Hello everyone, I would like to report that it happens to me that a model imported from PyTorch produces an output with wrong dimensions after it is deployed on DepthAI

Below I report the steps that led me to this issue. First I export a model from PyTorch to an ONNX file.

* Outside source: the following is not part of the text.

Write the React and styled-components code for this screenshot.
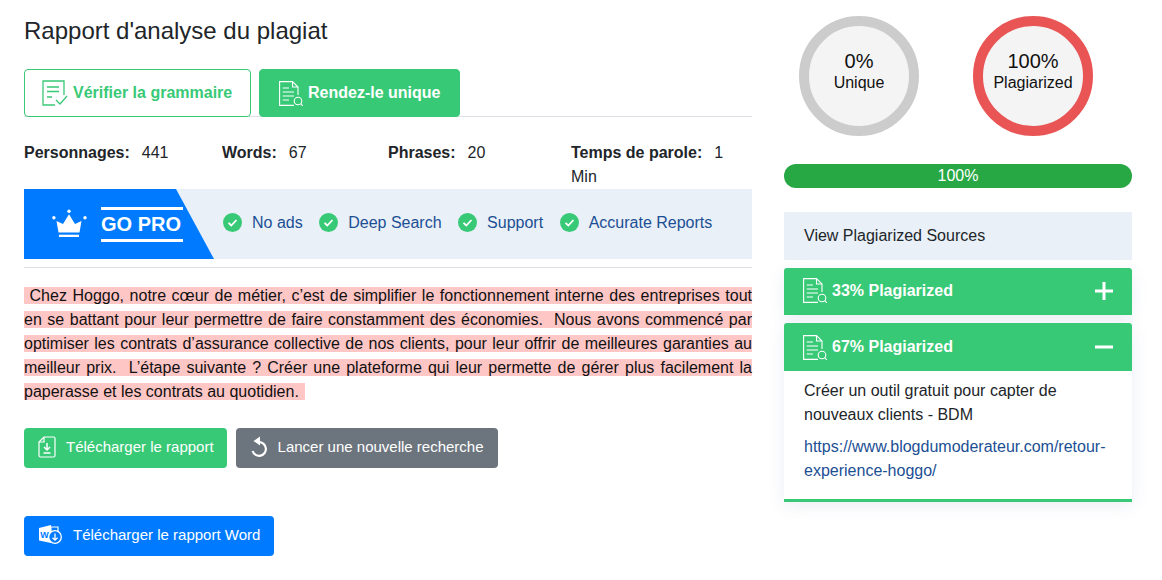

The model is a simple resnet that has an output shape of 1000 elements because it predicts probabilities of an image belonging to the 1000 classes of ImageNet dataset.

import torch

import torchvision

weights = torchvision.models.ResNet50_Weights.DEFAULT

model = torchvision.models.resnet50(weights=weights).eval()

dummy_input = torch.randn(1, 3, 224, 224)

model_name = "resnet50"

torch.onnx.export(model, dummy_input, "resnet50.onnx", do_constant_folding = True, input_names = ["input"], output_names = ["output"], opset_version = 12)

I use ONNX simplifier to simplify the mode, then at this point I convert the model to MyriadX blob through the Luxonis blob converter (I ignore the normalization parameters because they don't matter now).

I deploy the model in depthAI with the following code, however the model produces an output of 2000 elements instead of 1000

import cv2

import depthai as dai

import numpy as np

#nodes

pipeline = dai.Pipeline()

camRgb = pipeline.create(dai.node.ColorCamera)

nnOut = pipeline.create(dai.node.XLinkOut)

nn = pipeline.create(dai.node.NeuralNetwork)

#properties

nn.setBlobPath("densenet121.blob")

nnOut.setStreamName("nn")

camRgb.setPreviewSize(224, 224)

camRgb.setInterleaved(False) ##false for channelfirst of torch

nn.input.setBlocking(False)

#links

camRgb.preview.link(nn.input)

nn.out.link(nnOut.input)

with dai.Device(pipeline) as device:

qDet = device.getOutputQueue(name="nn", maxSize=4, blocking=False)

inDet = qDet.get()

print(inDet.getData())

inDet.getData() should be an array of 1000 elements but it has shape (2000,) instead

brick · May 20, 2024

Sorry but I cannot figure out how to insert multi-line code in this forum software

jakaskerl · May 21, 2024

Hi @brick
I think the output data uses two byte representation (FP16 probably), so the array is twice as long.
Try doing decoding by specifying np.array(inDet.getData()).view(np.float16).

Thanks,
Jaka

brick · May 22, 2024

jakaskerl

thank you Jaka, the decoding works